Ichimoku Cloud is a comprehensive indicator that provides information on support and resistance levels, trend direction, and momentum. It consists of five lines, including the Senkou Span A, Senkou Span B, Kijun-sen, Tenkan-sen, and the Chikou Span.

  • Practical Example: When the price is above the cloud, it suggests an uptrend, while a price below the cloud signals a downtrend. The cloud itself represents dynamic support and resistance levels.

9. Parabolic SAR

The Parabolic Stop and Reverse (SAR) is a trend-following indicator that helps traders identify potential reversals. It appears as dots above or below the price action, indicating the trend direction.

  • Case Study: If the dots move below the price, it signals a potential uptrend, prompting traders to enter long positions. Conversely, dots above the price indicate a downtrend.

10. Pivot Points

Pivot points are calculated based on the high, low, and closing prices of previous periods and are used to determine potential support and resistance levels for the current trading day.

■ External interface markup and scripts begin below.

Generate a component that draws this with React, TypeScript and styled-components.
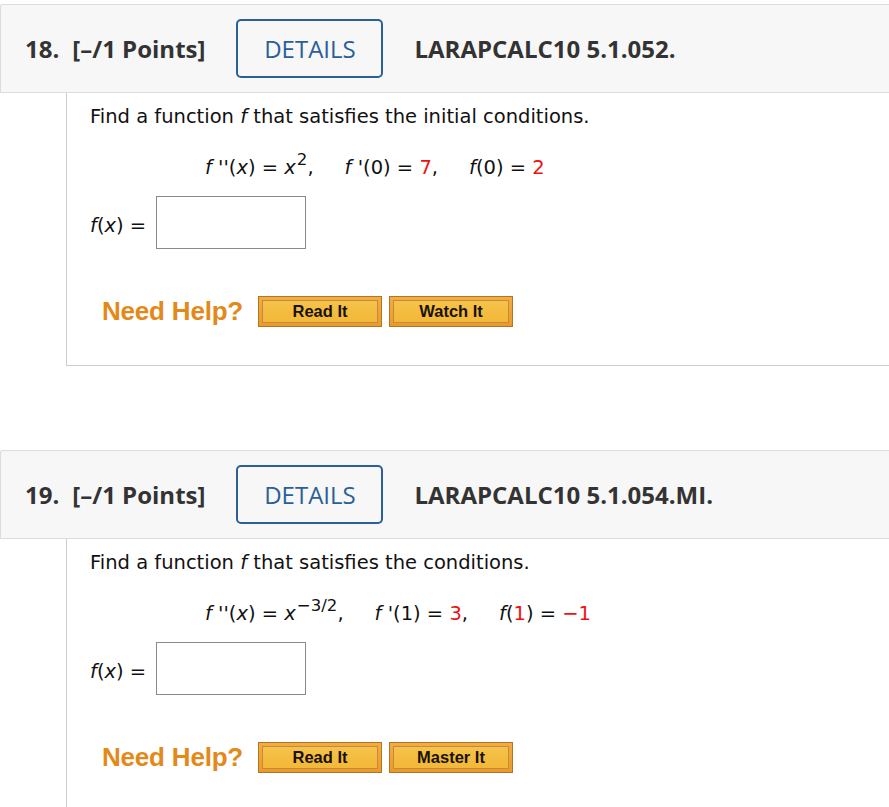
import React from 'react';
import styled, { createGlobalStyle } from 'styled-components';

const GlobalStyle = createGlobalStyle`
  html, body {
    margin: 0;
    padding: 0;
    background: #ffffff;
    overflow: hidden;
  }
`;

const Page = styled.div`
  padding-top: 4px;
  width: 889px;
`;

const Question = styled.section`
  & + & {
    margin-top: 84px;
  }
`;

const Header = styled.div`
  display: flex;
  align-items: center;
  height: 87px;
  background: #f7f7f7;
  border: 1px solid #dcdcdc;
  border-right: none;
  border-top-left-radius: 3px;
  padding-left: 24px;
  font-family: 'Open Sans', 'Liberation Sans', sans-serif;
  color: #333333;
`;

const Number = styled.span`
  font-size: 24px;
  font-weight: 700;
  margin-right: 13px;
`;

const Points = styled.span`
  font-size: 24px;
  font-weight: 700;
  margin-right: 31px;
`;

const DetailsButton = styled.button`
  box-sizing: border-box;
  width: 147px;
  height: 59px;
  border: 2.5px solid #2b5f98;
  border-radius: 5px;
  background: transparent;
  color: #2b5f98;
  font-family: 'Open Sans', 'Liberation Sans', sans-serif;
  font-size: 24px;
  font-weight: 400;
  padding: 0;
  margin-right: 31px;
  cursor: pointer;
`;

const Ref = styled.span`
  font-size: 24px;
  font-weight: 700;
`;

const Body = styled.div`
  margin-left: 66px;
  border-left: 1px solid #cccccc;
  border-bottom: 1px solid #cccccc;
  padding: 12px 0 0 23px;
  font-family: Verdana, 'DejaVu Sans', sans-serif;
  font-size: 19.5px;
  color: #111111;
`;

const Prompt = styled.p`
  margin: 0;
  line-height: 24px;
`;

const Equation = styled.div`
  display: flex;
  gap: 31px;
  margin: 27px 0 0 115px;
  line-height: 24px;
  white-space: pre;
`;

const Term = styled.span``;

const I = styled.i`
  font-style: italic;
`;

const Red = styled.span`
  color: #ee1111;
`;

const Sup = styled.sup`
  font-size: 0.85em;
  line-height: 0;
  position: relative;
  top: -0.1em;
  margin-left: 1px;
`;

const AnswerRow = styled.div`
  display: flex;
  align-items: center;
  margin-top: 16px;
`;

const AnswerLabel = styled.span`
  margin-right: 10px;
  padding-top: 6px;
`;

const AnswerInput = styled.input`
  box-sizing: border-box;
  width: 150px;
  height: 53px;
  border: 1px solid #8a8a8a;
  background: #ffffff;
  margin: 0;
  padding: 0 6px;
  font-size: 16px;
`;

const HelpRow = styled.div`
  display: flex;
  align-items: center;
  margin-top: 47px;
  padding-left: 12px;
  height: 31px;
  margin-bottom: 38px;
`;

const HelpLabel = styled.span`
  font-family: 'Liberation Sans', Arial, sans-serif;
  font-weight: 700;
  font-size: 26px;
  color: #e3891a;
  margin-right: 15px;
  letter-spacing: -0.2px;
`;

const HelpButton = styled.button`
  box-sizing: border-box;
  width: 124px;
  height: 31px;
  padding: 3px;
  border: 1px solid #b0742a;
  background: linear-gradient(#f3ad3e, #ec9a26);
  margin-right: 7px;
  cursor: pointer;
  display: flex;
`;

const HelpButtonFace = styled.span`
  flex: 1;
  display: flex;
  align-items: center;
  justify-content: center;
  border: 1px solid #c28a42;
  background: linear-gradient(#f6c24a, #f2b838);
  font-family: 'Liberation Sans', Arial, sans-serif;
  font-weight: 700;
  font-size: 16.5px;
  color: #1a1208;
`;

type Props = {
  num: number;
  refId: string;
  prompt: string;
  terms: React.ReactNode[];
  second: string;
};

const QuestionBlock: React.FC<Props> = ({ num, refId, prompt, terms, second }) => (
  <Question>
    <Header>
      <Number>{num}.</Number>
      <Points>[–/1 Points]</Points>
      <DetailsButton>DETAILS</DetailsButton>
      <Ref>{refId}</Ref>
    </Header>
    <Body>
      <Prompt>
        Find a function <I>f</I> that satisfies the {prompt}.
      </Prompt>
      <Equation>
        {terms.map((t, i) => (
          <Term key={i}>{t}</Term>
        ))}
      </Equation>
      <AnswerRow>
        <AnswerLabel>
          <I>f</I>(<I>x</I>) =
        </AnswerLabel>
        <AnswerInput type="text" />
      </AnswerRow>
      <HelpRow>
        <HelpLabel>Need Help?</HelpLabel>
        <HelpButton>
          <HelpButtonFace>Read It</HelpButtonFace>
        </HelpButton>
        <HelpButton>
          <HelpButtonFace>{second}</HelpButtonFace>
        </HelpButton>
      </HelpRow>
    </Body>
  </Question>
);

export default function App() {
  return (
    <Page>
      <GlobalStyle />
      <QuestionBlock
        num={18}
        refId="LARAPCALC10 5.1.052."
        prompt="initial conditions"
        second="Watch It"
        terms={[
          <>
            <I>f</I> ''(<I>x</I>) = <I>x</I>
            <Sup>2</Sup>,
          </>,
          <>
            <I>f</I> '(0) = <Red>7</Red>,
          </>,
          <>
            <I>f</I>(0) = <Red>2</Red>
          </>,
        ]}
      />
      <QuestionBlock
        num={19}
        refId="LARAPCALC10 5.1.054.MI."
        prompt="conditions"
        second="Master It"
        terms={[
          <>
            <I>f</I> ''(<I>x</I>) = <I>x</I>
            <Sup>−3/2</Sup>,
          </>,
          <>
            <I>f</I> '(1) = <Red>3</Red>,
          </>,
          <>
            <I>f</I>(<Red>1</Red>) = <Red>−1</Red>
          </>,
        ]}
      />
    </Page>
  );
}
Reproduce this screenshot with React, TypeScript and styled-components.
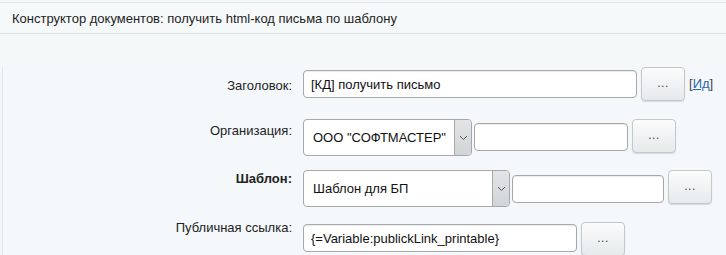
import React from "react";
import styled, { createGlobalStyle } from "styled-components";

const GlobalStyle = createGlobalStyle`
  html, body {
    margin: 0;
    padding: 0;
    background: #f5f8f9;
  }
  body {
    font-family: "Liberation Sans", Arial, sans-serif;
    color: #000;
  }
`;

const App: React.FC = () => {
  return (
    <Page>
      <GlobalStyle />
      <Header>Конструктор документов: получить html-код письма по шаблону</Header>
      <Body>
        <Row $top={33}>
          <Label $offset={11}>Заголовок:</Label>
          <Controls>
            <TextInput $width={334} $nudge={3}>[КД] получить письмо</TextInput>
            <DotsButton>...</DotsButton>
            <IdLink>
              [<a href="#">Ид</a>]
            </IdLink>
          </Controls>
        </Row>

        <Row $top={18}>
          <Label $offset={4}>Организация:</Label>
          <Controls>
            <Select $width={169}>
              <SelectText>ООО "СОФТМАСТЕР"</SelectText>
              <Arrow>
                <Chevron />
              </Arrow>
            </Select>
            <TextInput $width={154} $nudge={4} />
            <DotsButton>...</DotsButton>
          </Controls>
        </Row>

        <Row $top={14}>
          <Label $offset={1} $bold>
            Шаблон:
          </Label>
          <Controls>
            <Select $width={207}>
              <SelectText>Шаблон для БП</SelectText>
              <Arrow>
                <Chevron />
              </Arrow>
            </Select>
            <TextInput $width={152} $nudge={5} />
            <DotsButton>...</DotsButton>
          </Controls>
        </Row>

        <Row $top={15}>
          <Label $offset={-2}>Публичная ссылка:</Label>
          <Controls>
            <TextInput $width={274} $nudge={2}>
              {"{=Variable:publickLink_printable}"}
            </TextInput>
            <DotsButton>...</DotsButton>
          </Controls>
        </Row>
      </Body>
    </Page>
  );
};

export default App;

const Chevron: React.FC = () => (
  <svg width="9" height="6" viewBox="0 0 9 6">
    <path d="M1 1 L4.5 4.5 L8 1" fill="none" stroke="#555" strokeWidth="1" />
  </svg>
);

// Styled components
const Page = styled.div`
  width: 726px;
  height: 255px;
  overflow: hidden;
  background: #f5f8f9;
`;

const Header = styled.div`
  margin-top: 2px;
  height: 30px;
  border-top: 1px solid #e2e6e8;
  border-bottom: 1px solid #dfe3e5;
  padding-left: 12px;
  display: flex;
  align-items: center;
  font-size: 13px;
  color: #1e1e1e;
  background: #f6f9fa;
`;

const Body = styled.div`
  margin-left: 2px;
  border-left: 1px solid #e3e6e8;
  height: 230px;
  background: #f4f8fa;
`;

const Row = styled.div<{ $top: number }>`
  display: flex;
  align-items: flex-start;
  margin-top: ${(p) => p.$top}px;
`;

const Label = styled.div<{ $offset: number; $bold?: boolean }>`
  width: 289px;
  flex-shrink: 0;
  text-align: right;
  margin-top: ${(p) => p.$offset}px;
  font-size: 13px;
  font-weight: ${(p) => (p.$bold ? "bold" : "normal")};
  color: #222;
  line-height: 16px;
`;

const Controls = styled.div`
  display: flex;
  align-items: flex-start;
  margin-left: 11px;
`;

const TextInput = styled.div<{ $width: number; $nudge: number }>`
  box-sizing: border-box;
  width: ${(p) => p.$width}px;
  height: 28px;
  margin-top: ${(p) => p.$nudge}px;
  background: #fff;
  border: 1px solid #a4a9ab;
  border-radius: 4px;
  box-shadow: inset 0 1px 1px rgba(0, 0, 0, 0.08);
  padding: 0 7px;
  display: flex;
  align-items: center;
  font-size: 13px;
  color: #111;
  white-space: nowrap;
  overflow: hidden;
`;

const Select = styled.div<{ $width: number }>`
  box-sizing: border-box;
  width: ${(p) => p.$width}px;
  height: 37px;
  background: #fff;
  border: 1px solid #a4a9ab;
  border-radius: 4px;
  display: flex;
  overflow: hidden;
  margin-right: 2px;
`;

const SelectText = styled.div`
  flex: 1;
  display: flex;
  align-items: center;
  padding-left: 9px;
  font-size: 13px;
  color: #111;
  white-space: nowrap;
`;

const Arrow = styled.div`
  width: 16px;
  border-left: 1px solid #a4a9ab;
  background: linear-gradient(#e2e4e5, #d2d5d6);
  display: flex;
  align-items: center;
  justify-content: center;
`;

const DotsButton = styled.div`
  box-sizing: border-box;
  width: 44px;
  height: 34px;
  margin-left: 4px;
  border: 1px solid #c3c8cb;
  border-radius: 4px;
  background: linear-gradient(#fbfcfc, #e6eaeb);
  box-shadow: 0 1px 1px rgba(0, 0, 0, 0.12);
  display: flex;
  align-items: center;
  justify-content: center;
  font-size: 12px;
  color: #444;
  letter-spacing: 0.5px;
  padding-bottom: 3px;
`;

const IdLink = styled.div`
  margin-left: 4px;
  padding-top: 9px;
  font-size: 13px;
  color: #444;
  a {
    color: #2a68a8;
    text-decoration: underline;
  }
`;
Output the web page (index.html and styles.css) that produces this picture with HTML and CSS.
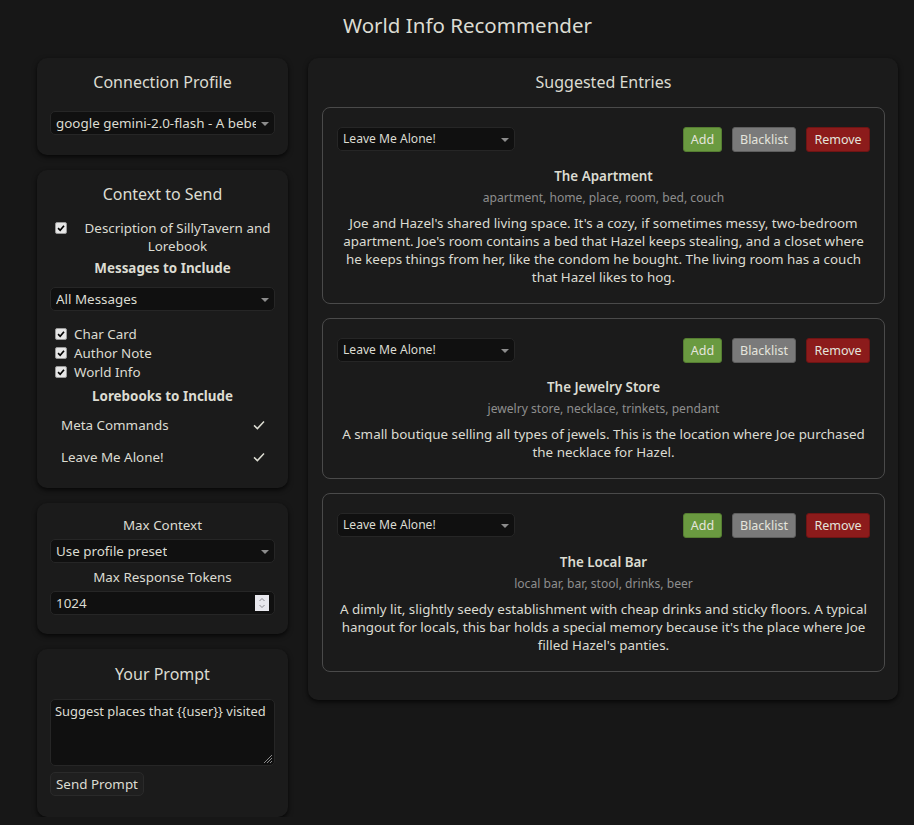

  • Practical Use: Pivot points are popular among day traders for identifying potential reversal points. If the price is above the pivot point, it suggests a bullish bias, while a price below indicates a bearish bias.

Conclusion

Forex trading requires a deep understanding of market trends, price movements, and volatility. The top 10 indicators listed above are essential tools for traders to navigate the complexities of the market. While no single indicator can guarantee success, combining multiple indicators provides a more comprehensive view, increasing the likelihood of making informed decisions.

For example, a trader might combine Moving Averages with the RSI to confirm trend strength before entering a trade. Similarly, using Bollinger Bands with Fibonacci Retracement can help pinpoint ideal entry and exit points.

Incorporating these indicators into your trading strategy can significantly enhance your ability to spot opportunities and manage risk effectively. As always, it's essential to backtest these strategies and indicators to tailor them to your unique trading style and goals.